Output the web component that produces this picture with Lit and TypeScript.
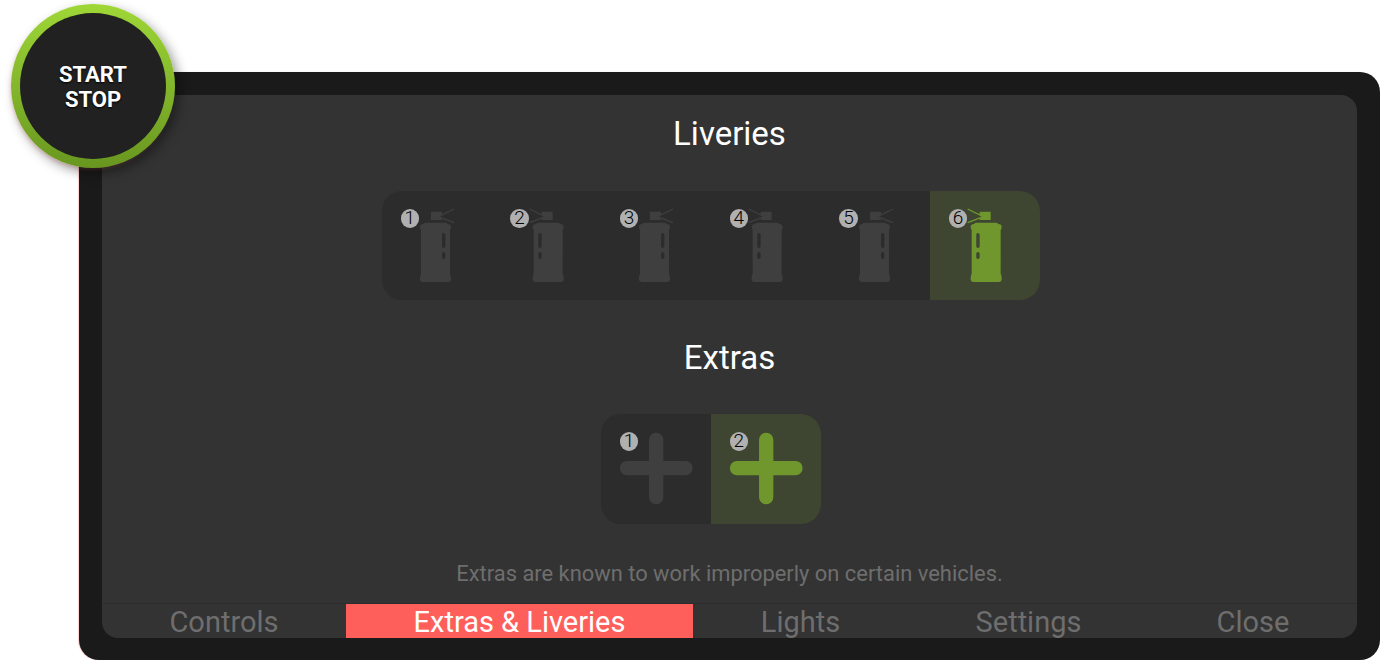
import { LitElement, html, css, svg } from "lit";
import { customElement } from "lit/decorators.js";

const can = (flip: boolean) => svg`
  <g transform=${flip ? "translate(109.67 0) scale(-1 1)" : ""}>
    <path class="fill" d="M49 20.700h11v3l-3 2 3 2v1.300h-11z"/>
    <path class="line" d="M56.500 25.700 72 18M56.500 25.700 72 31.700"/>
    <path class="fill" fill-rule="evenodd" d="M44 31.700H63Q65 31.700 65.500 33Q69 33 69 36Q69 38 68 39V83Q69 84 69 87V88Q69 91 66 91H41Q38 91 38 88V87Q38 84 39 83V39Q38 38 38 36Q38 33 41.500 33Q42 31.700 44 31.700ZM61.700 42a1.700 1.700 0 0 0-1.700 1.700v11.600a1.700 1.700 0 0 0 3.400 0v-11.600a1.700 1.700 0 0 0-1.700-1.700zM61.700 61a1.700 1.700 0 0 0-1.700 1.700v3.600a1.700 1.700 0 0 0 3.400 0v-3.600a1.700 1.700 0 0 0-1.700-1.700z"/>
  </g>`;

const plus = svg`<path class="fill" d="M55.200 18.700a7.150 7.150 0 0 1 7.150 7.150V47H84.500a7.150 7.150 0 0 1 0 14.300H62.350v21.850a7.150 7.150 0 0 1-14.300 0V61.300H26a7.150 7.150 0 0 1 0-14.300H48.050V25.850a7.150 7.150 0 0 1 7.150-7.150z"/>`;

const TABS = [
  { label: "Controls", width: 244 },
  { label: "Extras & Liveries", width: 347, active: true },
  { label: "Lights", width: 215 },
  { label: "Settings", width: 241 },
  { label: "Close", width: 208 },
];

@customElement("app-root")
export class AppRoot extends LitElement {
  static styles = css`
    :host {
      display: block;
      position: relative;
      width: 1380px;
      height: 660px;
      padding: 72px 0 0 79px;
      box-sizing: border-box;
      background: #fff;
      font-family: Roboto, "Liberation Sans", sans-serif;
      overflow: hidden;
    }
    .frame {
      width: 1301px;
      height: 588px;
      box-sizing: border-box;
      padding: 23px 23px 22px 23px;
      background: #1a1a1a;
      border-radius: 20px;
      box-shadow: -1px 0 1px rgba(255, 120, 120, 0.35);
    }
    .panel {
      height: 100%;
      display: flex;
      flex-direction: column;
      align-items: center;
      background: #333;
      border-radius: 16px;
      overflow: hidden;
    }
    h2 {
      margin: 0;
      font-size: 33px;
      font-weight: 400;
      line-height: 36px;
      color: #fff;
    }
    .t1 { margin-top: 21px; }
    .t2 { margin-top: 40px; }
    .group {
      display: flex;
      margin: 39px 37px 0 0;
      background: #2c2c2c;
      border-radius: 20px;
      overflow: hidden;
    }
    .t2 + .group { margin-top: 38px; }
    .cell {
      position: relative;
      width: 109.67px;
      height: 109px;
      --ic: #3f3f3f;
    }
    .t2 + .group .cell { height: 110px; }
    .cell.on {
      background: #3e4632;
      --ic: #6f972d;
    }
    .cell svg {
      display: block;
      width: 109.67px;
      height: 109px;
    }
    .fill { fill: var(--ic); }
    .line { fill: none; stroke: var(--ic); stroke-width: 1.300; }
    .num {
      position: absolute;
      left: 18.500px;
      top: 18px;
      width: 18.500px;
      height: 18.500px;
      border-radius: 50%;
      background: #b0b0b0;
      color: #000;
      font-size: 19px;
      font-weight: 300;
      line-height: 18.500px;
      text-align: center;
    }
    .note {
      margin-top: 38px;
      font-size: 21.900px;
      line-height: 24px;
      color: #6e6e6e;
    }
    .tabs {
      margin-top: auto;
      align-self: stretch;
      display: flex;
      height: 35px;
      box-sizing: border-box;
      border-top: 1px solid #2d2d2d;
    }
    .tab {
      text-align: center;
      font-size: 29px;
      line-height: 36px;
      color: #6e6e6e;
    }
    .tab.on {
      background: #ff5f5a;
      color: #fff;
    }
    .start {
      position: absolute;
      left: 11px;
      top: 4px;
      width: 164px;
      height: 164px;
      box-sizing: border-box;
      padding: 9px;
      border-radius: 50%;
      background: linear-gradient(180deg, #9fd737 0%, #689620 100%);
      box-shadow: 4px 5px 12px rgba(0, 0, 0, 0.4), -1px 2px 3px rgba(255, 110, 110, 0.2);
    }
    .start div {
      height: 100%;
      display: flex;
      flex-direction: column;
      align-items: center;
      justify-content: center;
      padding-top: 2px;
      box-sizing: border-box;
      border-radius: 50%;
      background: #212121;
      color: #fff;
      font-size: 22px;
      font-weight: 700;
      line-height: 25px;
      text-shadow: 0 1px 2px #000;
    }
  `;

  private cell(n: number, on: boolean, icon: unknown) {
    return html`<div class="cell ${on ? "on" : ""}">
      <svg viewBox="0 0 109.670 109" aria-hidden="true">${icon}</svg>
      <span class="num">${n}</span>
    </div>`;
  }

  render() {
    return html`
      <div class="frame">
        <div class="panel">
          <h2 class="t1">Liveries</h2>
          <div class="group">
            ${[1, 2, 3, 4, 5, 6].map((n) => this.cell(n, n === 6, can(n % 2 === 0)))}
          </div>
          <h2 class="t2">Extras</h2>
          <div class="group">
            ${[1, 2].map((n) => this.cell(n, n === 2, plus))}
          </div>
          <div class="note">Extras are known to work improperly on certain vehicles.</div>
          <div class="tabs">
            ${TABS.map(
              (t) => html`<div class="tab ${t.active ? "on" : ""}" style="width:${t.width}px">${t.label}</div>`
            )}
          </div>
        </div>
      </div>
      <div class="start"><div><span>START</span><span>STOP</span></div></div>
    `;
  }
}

══════

• _SET EXERCISE_: Keep only the lines that hold the string "this", and copy them out.

• _CORRECT RESPONSE_:
Output the web component that produces this picture with Lit and TypeScript.
            ${[1, 2, 3, 4, 5, 6].map((n) => this.cell(n, n === 6, can(n % 2 === 0)))}
            ${[1, 2].map((n) => this.cell(n, n === 2, plus))}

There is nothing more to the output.